Nearly all CMOs are issued through Real Estate Mortgage Investment Conduits (REMICs), a tax structure that avoids entity-level taxation. Under federal tax law, a REMIC regular interest is treated as a debt instrument regardless of its economic characteristics.6Office of the Law Revision Counsel. 26 USC 860B – Taxation of Holders of Regular Interests PAC tranches fall into this category, meaning the income they generate is taxed as ordinary interest income, not as capital gains.
Holders of REMIC regular interests must use the accrual method of accounting for the income, even if they normally use the cash method.6Office of the Law Revision Counsel. 26 USC 860B – Taxation of Holders of Regular Interests When a PAC tranche is purchased at a discount to its stated redemption price, the discount is treated as original issue discount (OID) and must be accrued into income over the life of the instrument. This means investors may owe tax on income they haven’t yet received in cash, a real consideration for tax-sensitive portfolios. Form 1099-OID reports the accrued discount annually.
The typical PAC buyer is an institution managing a portfolio of long-term liabilities. Life insurance companies are the classic example: they owe fixed payouts on annuity contracts years into the future and need assets whose cash flow timing matches those obligations. Pension funds face similar constraints. Banks hold PAC tranches in their investment portfolios because the stable duration helps manage interest rate risk on the balance sheet.
Individual investors can technically access CMO tranches, but the market is overwhelmingly institutional.
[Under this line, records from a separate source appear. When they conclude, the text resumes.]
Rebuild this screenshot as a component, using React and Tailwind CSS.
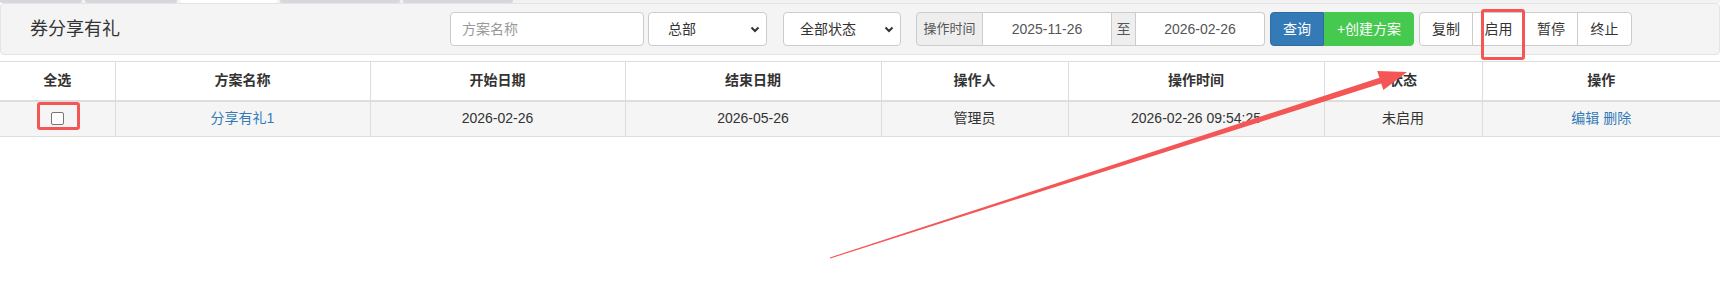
import React from "react";

const tabs = [
  { w: "w-[82px]", active: false },
  { w: "w-[92px]", active: false },
  { w: "w-[97px]", active: true },
  { w: "w-[120px]", active: false },
  { w: "w-[110px]", active: false },
];

const columns = [
  { label: "全选", w: "w-[115px]" },
  { label: "方案名称", w: "w-[255px]" },
  { label: "开始日期", w: "w-[255px]" },
  { label: "结束日期", w: "w-[256px]" },
  { label: "操作人", w: "w-[187px]" },
  { label: "操作时间", w: "w-[256px]" },
  { label: "状态", w: "w-[158px]" },
  { label: "操作", w: "w-[238px]" },
];

function Chevron() {
  return (
    <svg width="10" height="7" viewBox="0 0 10 7" className="shrink-0">
      <path d="M1.5 1.5 L5 5 L8.5 1.5" fill="none" stroke="#333" strokeWidth="2" />
    </svg>
  );
}

function FakeSelect({ label, className, textPad }) {
  return (
    <div
      className={`h-[34px] flex items-center justify-between border border-[#ccc] rounded-[4px] bg-white pr-[6px] text-[14px] text-[#333] ${className} ${textPad}`}
    >
      <span>{label}</span>
      <Chevron />
    </div>
  );
}

function App() {
  return (
    <div
      className="relative w-[1720px] h-[307px] bg-white overflow-hidden text-[#333]"
      style={{ fontFamily: '"Liberation Sans", "Noto Sans CJK SC", sans-serif' }}
    >
      {/* top tab strip */}
      <div className="flex h-[3px] bg-[#f2f2f2] gap-[3px]">
        {tabs.map((t, i) => (
          <div
            key={i}
            className={`${t.w} h-[3px] rounded-b-[2px] ${t.active ? "bg-white" : "bg-[#d7d8dd]"}`}
          />
        ))}
      </div>

      {/* header bar */}
      <div className="h-[52px] flex items-center bg-[#f4f4f4] border border-[#e4e4e4] rounded-[4px]">
        <div className="w-[449px] pl-[29px] text-[18px] text-[#333]">券分享有礼</div>
        <div className="flex items-center text-[14px]">
          <div className="w-[194px] h-[34px] flex items-center pl-[11px] border border-[#ccc] rounded-[4px] bg-white text-[#999]">
            方案名称
          </div>
          <FakeSelect label="总部" className="w-[119px] ml-[4px]" textPad="pl-[19px]" />
          <FakeSelect label="全部状态" className="w-[118px] ml-[16px]" textPad="pl-[16px]" />

          <div className="flex ml-[15px] h-[34px]">
            <div className="w-[67px] flex items-center justify-center bg-[#eee] border border-[#ccc] rounded-l-[4px] text-[13px] text-[#555]">
              操作时间
            </div>
            <div className="w-[128px] flex items-center justify-center bg-white border-y border-[#ccc] text-[#555]">
              2025-11-26
            </div>
            <div className="w-[25px] flex items-center justify-center bg-[#eee] border border-[#ccc] text-[#555]">
              至
            </div>
            <div className="w-[129px] flex items-center justify-center bg-white border-y border-r border-[#ccc] rounded-r-[4px] text-[#555]">
              2026-02-26
            </div>
          </div>

          <div className="flex ml-[5px] h-[34px]">
            <div className="w-[54px] flex items-center justify-center bg-[#337ab7] border border-[#2e6da4] rounded-l-[4px] text-white">
              查询
            </div>
            <div className="w-[90px] flex items-center justify-center bg-[#46c94f] border border-[#46c94f] rounded-r-[4px] text-white">
              +创建方案
            </div>
          </div>

          <div className="flex ml-[5px] h-[34px] border border-[#ccc] rounded-[4px] bg-white text-[#333]">
            <div className="w-[53px] flex items-center justify-center border-r border-[#ccc]">复制</div>
            <div className="w-[52px] flex items-center justify-center border-r border-[#ccc]">启用</div>
            <div className="w-[53px] flex items-center justify-center border-r border-[#ccc]">暂停</div>
            <div className="w-[53px] flex items-center justify-center">终止</div>
          </div>
        </div>
      </div>

      {/* table */}
      <table className="mt-[6px] w-[1720px] table-fixed border-collapse text-[14px]">
        <thead>
          <tr className="h-[39px] border-t border-[#ddd] border-b-2 border-b-[#ddd]">
            {columns.map((c) => (
              <th
                key={c.label}
                className={`${c.w} border-x border-[#ddd] first:border-l-0 last:border-r-0 font-bold text-[#333] text-center`}
              >
                {c.label}
              </th>
            ))}
          </tr>
        </thead>
        <tbody>
          <tr className="h-[36px] bg-[#f5f5f5] border-b border-[#ddd] text-center">
            <td className="border-r border-[#ddd]">
              <div className="w-[13px] h-[13px] mx-auto border border-[#767676] rounded-[2px] bg-white" />
            </td>
            <td className="border-r border-[#ddd] text-[#337ab7]">分享有礼1</td>
            <td className="border-r border-[#ddd]">2026-02-26</td>
            <td className="border-r border-[#ddd]">2026-05-26</td>
            <td className="border-r border-[#ddd]">管理员</td>
            <td className="border-r border-[#ddd]">2026-02-26 09:54:25</td>
            <td className="border-r border-[#ddd]">未启用</td>
            <td className="text-[#337ab7]">编辑 删除</td>
          </tr>
        </tbody>
      </table>

      {/* annotations */}
      <div className="absolute left-[37px] top-[102px] w-[43px] h-[28px] border-[3px] border-[#f45656] rounded-[3px]" />
      <div className="absolute left-[1481px] top-[9px] w-[44px] h-[51px] border-[3px] border-[#f45656] rounded-[3px]" />
      <svg className="absolute left-0 top-0 pointer-events-none" width="1720" height="307">
        <polygon
          points="829.8,257.5 1379.4,77.7 1377.2,71.1 1407,72 1383.4,90.1 1381.2,83.5 830.2,258.5"
          fill="#f45656"
        />
      </svg>
    </div>
  );
}

export default App;
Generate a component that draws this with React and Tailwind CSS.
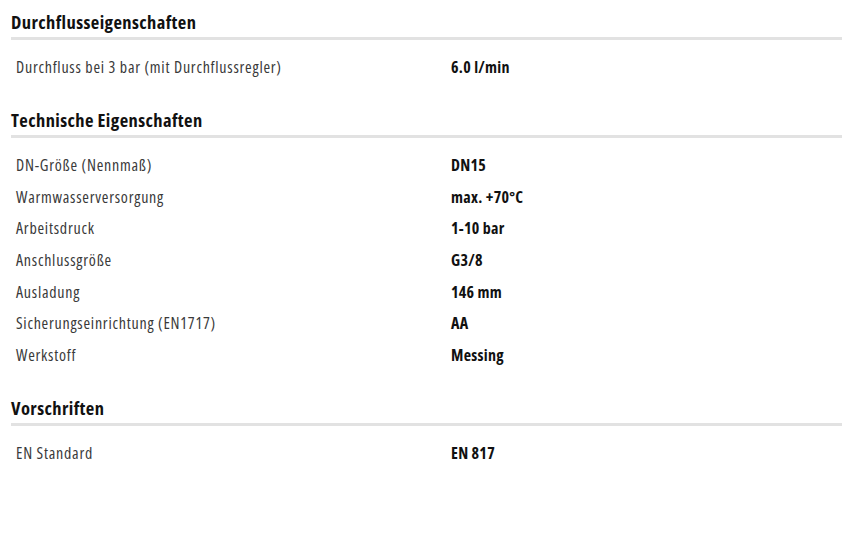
const sections = [
  {
    title: "Durchflusseigenschaften",
    rows: [["Durchfluss bei 3 bar (mit Durchflussregler)", "6.0 l/min"]],
  },
  {
    title: "Technische Eigenschaften",
    rows: [
      ["DN-Größe (Nennmaß)", "DN15"],
      ["Warmwasserversorgung", "max. +70°C"],
      ["Arbeitsdruck", "1-10 bar"],
      ["Anschlussgröße", "G3/8"],
      ["Ausladung", "146 mm"],
      ["Sicherungseinrichtung (EN1717)", "AA"],
      ["Werkstoff", "Messing"],
    ],
  },
  {
    title: "Vorschriften",
    rows: [["EN Standard", "EN 817"]],
  },
];

export default function App() {
  return (
    <div className="min-h-[540px] w-[860px] bg-white pl-[11px] pr-[18px] pt-[10px] [font-family:'Open_Sans',sans-serif]">
      {sections.map((s, i) => (
        <section key={s.title} className={i > 0 ? "mt-[25.5px]" : ""}>
          <h2 className="border-b-[3px] border-[#e2e2e2] pb-[3px] text-[18.5px] font-bold leading-[24px] tracking-[0.4px] text-[#111] [font-stretch:75%]">
            {s.title}
          </h2>
          <div className="mt-[11px]">
            {s.rows.map(([label, value]) => (
              <div key={label} className="grid h-[31.67px] grid-cols-[435px_1fr] items-center pl-[5px]">
                <span className="text-[16px] tracking-[0.75px] text-[#3a3a3a] [font-stretch:87.5%]">{label}</span>
                <span className="text-[16px] font-bold tracking-[0.3px] text-[#111] [font-stretch:75%]">{value}</span>
              </div>
            ))}
          </div>
        </section>
      ))}
    </div>
  );
}
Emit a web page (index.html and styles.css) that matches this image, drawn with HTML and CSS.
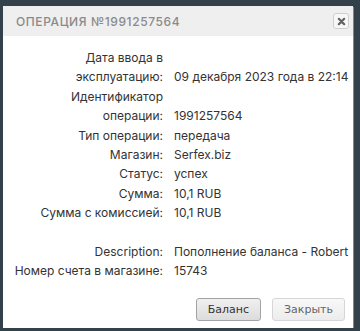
FILE: index.html
```html
<!DOCTYPE html>
<html lang="ru">
<head>
    <meta charset="UTF-8">
    <meta name="viewport" content="width=device-width, initial-scale=1.0">
    <title>Операция №1991257564</title>
    <link rel="stylesheet" href="styles.css">
</head>
<body>
    <div class="dialog">
        <div class="dialog-header">
            <span class="dialog-title">Операция №1991257564</span>
            <button class="dialog-close" title="Закрыть">
                <svg width="9" height="9" viewBox="0 0 9 9"><path d="M1.8 1.8 L7.2 7.2 M7.2 1.8 L1.8 7.2" stroke="#606060" stroke-width="2.2" stroke-linecap="round"/></svg>
            </button>
        </div>
        <div class="dialog-body">
            <table class="details">
                <tr><td class="label">Дата ввода в эксплуатацию:</td><td>09 декабря 2023 года в 22:14</td></tr>
                <tr><td class="label">Идентификатор операции:</td><td>1991257564</td></tr>
                <tr><td class="label">Тип операции:</td><td>передача</td></tr>
                <tr><td class="label">Магазин:</td><td>Serfex.biz</td></tr>
                <tr><td class="label">Статус:</td><td>успех</td></tr>
                <tr><td class="label">Сумма:</td><td>10,1 RUB</td></tr>
                <tr><td class="label">Сумма с комиссией:</td><td>10,1 RUB</td></tr>
                <tr class="spacer"><td colspan="2">&nbsp;</td></tr>
                <tr><td class="label">Description:</td><td>Пополнение баланса - Robert</td></tr>
                <tr><td class="label">Номер счета в магазине:</td><td>15743</td></tr>
            </table>
        </div>
        <div class="dialog-footer">
            <button class="btn">Баланс</button>
            <button class="btn btn-light">Закрыть</button>
        </div>
    </div>
</body>
</html>
```

FILE: styles.css
```css
body {
    margin: 0;
    padding: 6px 0 0 3px;
    background: #33424a;
    font-family: Inter, "Noto Sans", sans-serif;
    color: #333;
}
.dialog {
    width: 350px;
    background: #fff;
    box-shadow: 1px 1px 0 #7d878c;
}
.dialog-header {
    height: 30px;
    display: flex;
    align-items: center;
    justify-content: space-between;
    padding: 0 4px 0 13px;
    background: #efefef;
}
.dialog-title {
    font-size: 12px;
    font-weight: 500;
    text-transform: uppercase;
    letter-spacing: 0.6px;
    color: #8a8a8a;
}
.dialog-close {
    width: 16px;
    height: 16px;
    padding: 0;
    display: flex;
    align-items: center;
    justify-content: center;
    border: 1px solid #cfcfcf;
    border-radius: 3px;
    background: #f7f7f7;
    cursor: pointer;
}
.dialog-body {
    padding: 12px 0 0 10px;
}
.details {
    border-collapse: collapse;
    font-size: 12px;
    line-height: 19.4px;
}
.details td {
    padding: 0;
    vertical-align: bottom;
}
.details .label {
    width: 150px;
    padding-right: 11px;
    text-align: right;
}
.dialog-footer {
    display: flex;
    justify-content: flex-end;
    gap: 11px;
    padding: 17px 8px 7px 0;
}
.btn {
    height: 23px;
    padding: 0 11px;
    font-family: "DejaVu Sans", sans-serif;
    font-size: 11px;
    color: #333;
    background: linear-gradient(#f0f0f0, #dcdcdc);
    border: 1px solid #a3a3a3;
    border-radius: 3px;
    cursor: pointer;
}
.btn-light {
    color: #666;
    background: linear-gradient(#f8f8f8, #ececec);
    border-color: #d6d6d6;
}
```
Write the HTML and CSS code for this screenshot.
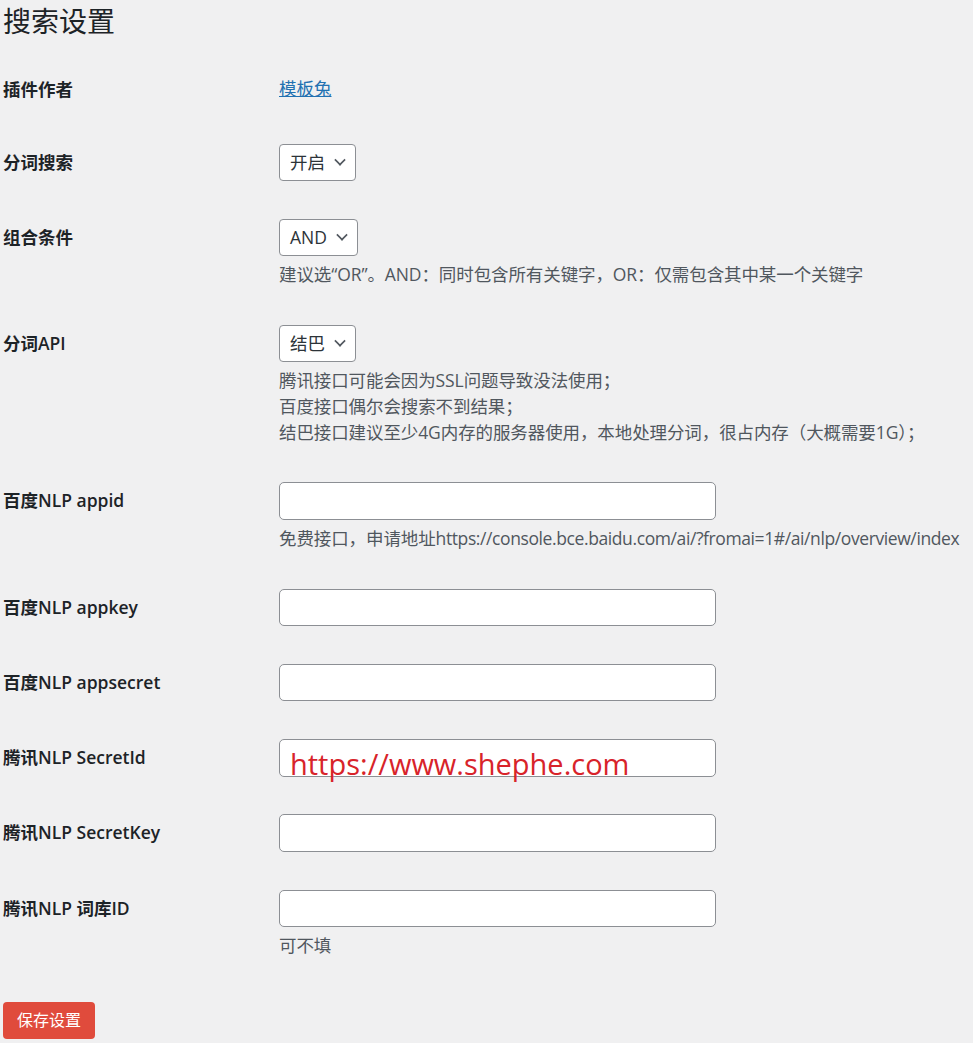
FILE: index.html
```html
<!DOCTYPE html>
<html lang="zh-CN">
<head>
    <meta charset="UTF-8">
    <meta name="viewport" content="width=device-width, initial-scale=1.0">
    <title>搜索设置</title>
    <link rel="stylesheet" href="styles.css">
</head>
<body>
    <div class="wrap">
        <h1 class="page-title">搜索设置</h1>

        <form class="settings-form">
            <div class="form-row">
                <div class="row-label">插件作者</div>
                <div class="row-field"><a class="author-link" href="#">模板兔</a></div>
            </div>

            <div class="form-row">
                <div class="row-label">分词搜索</div>
                <div class="row-field">
                    <div class="select-box">开启<span class="chevron"></span></div>
                </div>
            </div>

            <div class="form-row">
                <div class="row-label">组合条件</div>
                <div class="row-field">
                    <div class="select-box">AND<span class="chevron"></span></div>
                    <p class="description">建议选“OR”。AND：同时包含所有关键字，OR：仅需包含其中某一个关键字</p>
                </div>
            </div>

            <div class="form-row">
                <div class="row-label">分词API</div>
                <div class="row-field">
                    <div class="select-box">结巴<span class="chevron"></span></div>
                    <p class="description">腾讯接口可能会因为SSL问题导致没法使用；<br>百度接口偶尔会搜索不到结果；<br>结巴接口建议至少4G内存的服务器使用，本地处理分词，很占内存（大概需要1G）；</p>
                </div>
            </div>

            <div class="form-row">
                <div class="row-label">百度NLP appid</div>
                <div class="row-field">
                    <div class="text-input"></div>
                    <p class="description">免费接口，申请地址<span class="url">https://console.bce.baidu.com/ai/?fromai=1#/ai/nlp/overview/index</span></p>
                </div>
            </div>

            <div class="form-row">
                <div class="row-label">百度NLP appkey</div>
                <div class="row-field"><div class="text-input"></div></div>
            </div>

            <div class="form-row">
                <div class="row-label">百度NLP appsecret</div>
                <div class="row-field"><div class="text-input"></div></div>
            </div>

            <div class="form-row">
                <div class="row-label">腾讯NLP SecretId</div>
                <div class="row-field">
                    <div class="text-input"></div>
                    <span class="watermark">https://www.shephe.com</span>
                </div>
            </div>

            <div class="form-row">
                <div class="row-label">腾讯NLP SecretKey</div>
                <div class="row-field"><div class="text-input"></div></div>
            </div>

            <div class="form-row">
                <div class="row-label">腾讯NLP 词库ID</div>
                <div class="row-field">
                    <div class="text-input"></div>
                    <p class="description">可不填</p>
                </div>
            </div>

            <p class="submit"><span class="save-btn">保存设置</span></p>
        </form>
    </div>
</body>
</html>
```

FILE: styles.css
```css
:root {
    --page-bg: #f0f0f1;
    --text: #1d2327;
    --muted: #50575e;
    --link: #2271b1;
    --border: #8c8f94;
    --save: #e04b3c;
}

body {
    margin: 0;
    background: var(--page-bg);
    color: var(--text);
    font-family: "Open Sans", "Noto Sans CJK SC", sans-serif;
    font-size: 17.5px;
    line-height: 1.3;
}

.wrap {
    padding: 0 0 0 3px;
}

.page-title {
    margin: 0;
    padding-top: 3px;
    height: 49px;
    font-size: 28px;
    font-weight: 400;
    line-height: 36px;
}

.form-row {
    display: flex;
}

.row-label {
    width: 263px;
    flex-shrink: 0;
    padding: 26px 0 24px;
    font-weight: 600;
    line-height: 23px;
}

.row-field {
    position: relative;
    padding: 19px 0 18.75px 13px;
}

.form-row:first-child .row-field {
    padding-top: 25px;
}

.author-link {
    color: var(--link);
    text-decoration: underline;
    line-height: 23px;
}

.select-box {
    display: inline-flex;
    align-items: center;
    box-sizing: border-box;
    height: 37px;
    padding: 0 10px 0 10px;
    background: #fff;
    border: 1px solid var(--border);
    border-radius: 4px;
    color: #2c3338;
}

.chevron {
    width: 8px;
    height: 8px;
    margin: -5px 0 0 10px;
    border-right: 2px solid #50575e;
    border-bottom: 2px solid #50575e;
    transform: rotate(45deg) scale(0.8);
}

.text-input {
    box-sizing: border-box;
    width: 437px;
    height: 37.5px;
    background: #fff;
    border: 1px solid var(--border);
    border-radius: 5px;
}

.description {
    margin: 5px 0 0;
    color: var(--muted);
    line-height: 26px;
    white-space: nowrap;
    letter-spacing: -0.1px;
}

.url {
    letter-spacing: -0.4px;
}

.watermark {
    position: absolute;
    left: 24px;
    top: 29px;
    color: #d8232a;
    font-size: 29px;
    line-height: 1;
    white-space: nowrap;
}

.submit {
    margin: 25px 0 0;
}

.save-btn {
    display: inline-block;
    height: 37px;
    padding: 0 14px;
    background: var(--save);
    border-radius: 4px;
    color: #fff;
    font-size: 16px;
    line-height: 37px;
}
```
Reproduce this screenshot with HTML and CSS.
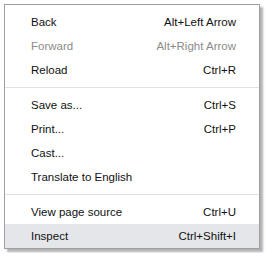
FILE: index.html
```html
<!DOCTYPE html>
<html lang="en">
<head>
  <meta charset="UTF-8" />
  <title>Context menu</title>
  <link rel="stylesheet" href="styles.css">
</head>
<body>
  <div class="menu">
    <div class="item"><span>Back</span><span class="key">Alt+Left Arrow</span></div>
    <div class="item disabled"><span>Forward</span><span class="key">Alt+Right Arrow</span></div>
    <div class="item"><span>Reload</span><span class="key">Ctrl+R</span></div>
    <div class="sep"></div>
    <div class="item"><span>Save as...</span><span class="key">Ctrl+S</span></div>
    <div class="item"><span>Print...</span><span class="key">Ctrl+P</span></div>
    <div class="item"><span>Cast...</span></div>
    <div class="item"><span>Translate to English</span></div>
    <div class="sep"></div>
    <div class="item"><span>View page source</span><span class="key">Ctrl+U</span></div>
    <div class="item hover"><span>Inspect</span><span class="key">Ctrl+Shift+I</span></div>
  </div>
</body>
</html>
```

FILE: styles.css
```css
* {
  margin: 0;
  padding: 0;
  box-sizing: border-box;
}

body {
  background: #fff;
  padding: 4px;
  font-family: 'Liberation Sans', Arial, sans-serif;
  font-size: 11.5px;
  color: #111;
}

.menu {
  width: 256px;
  background: #fff;
  border: 1px solid #a0a0a0;
  box-shadow: 3px 3px 2px rgba(0, 0, 0, 0.3);
  padding-top: 5px;
}

.item {
  height: 24px;
  display: flex;
  align-items: center;
  justify-content: space-between;
  padding: 0 23px 0 26px;
}

.item.disabled {
  color: #8b8b8b;
}

.item.hover {
  background: #e5e6ea;
}

.sep {
  height: 11px;
  display: flex;
  align-items: center;
}

.sep::before {
  content: '';
  flex: 1;
  height: 1px;
  background: #e2e2e2;
}
```
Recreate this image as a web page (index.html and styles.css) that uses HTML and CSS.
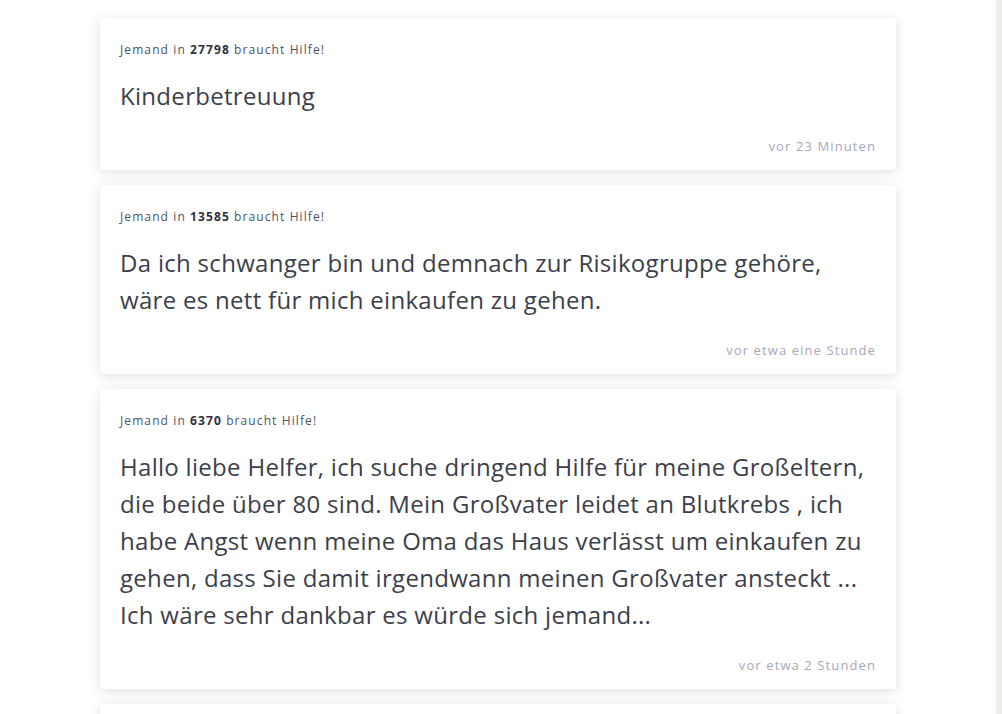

Evaluating a PAC tranche requires modeling prepayment scenarios, monitoring support tranche balances, and understanding how the effective collar has shifted since issuance. The prospectus for a CMO deal contains the PAC collar boundaries, the initial support tranche sizes, and scenario tables showing average life under different PSA multiples. Reading that prospectus correctly is table stakes for making an informed purchase, and it’s not designed for casual investors.